On the hassle of coming back to life:

“I learned later on, about a week later, I sent a little money to several Christian organizations trying to get the Gospel that Jesus was here and is coming back again and all that and they sent me a check that I had sent them, said they’d tried to run it three times and they said it was unavailable or something… I called them and I said, ‘No, there’s still money in the bank, I don’t know what’s going on. Come to find out the banks every morning get a printout or a computer communication of who died and your bank account is sealed… It stopped by social security and I called them and he said, after I gave him all the information, he said, ‘I believe you.’ And he said, ‘Now you’ve got to go to Victoria and appear and take all your documents — my marriage license and my birth certificate and my driver license with my ugly picture on the front of it — and they had to get my history corrected.
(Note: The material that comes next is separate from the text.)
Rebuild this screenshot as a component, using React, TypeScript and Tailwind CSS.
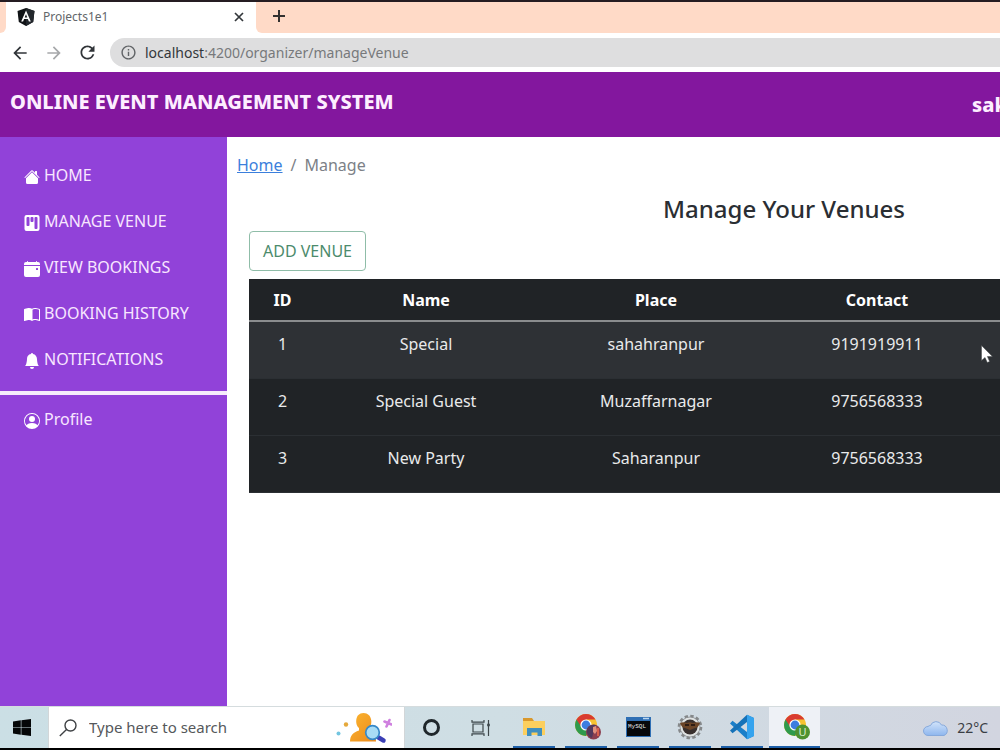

In fact, I told that lady, ‘Tell them I’m only 75, I don’t want to me 85 anymore.’ She said, ‘Oh, I can’t do that!'”

On how the mix-up happened:

“The lady that waited on me was very helpful and considerate and I said, ‘I can’t understand how somebody can say…’ and she said, ‘Mr. DeFriend, there is a delete on the computer and a dismiss and a demised – and in a hurry sometimes they’ll hit that demise.’ So she said this happens all the time is what she told me.”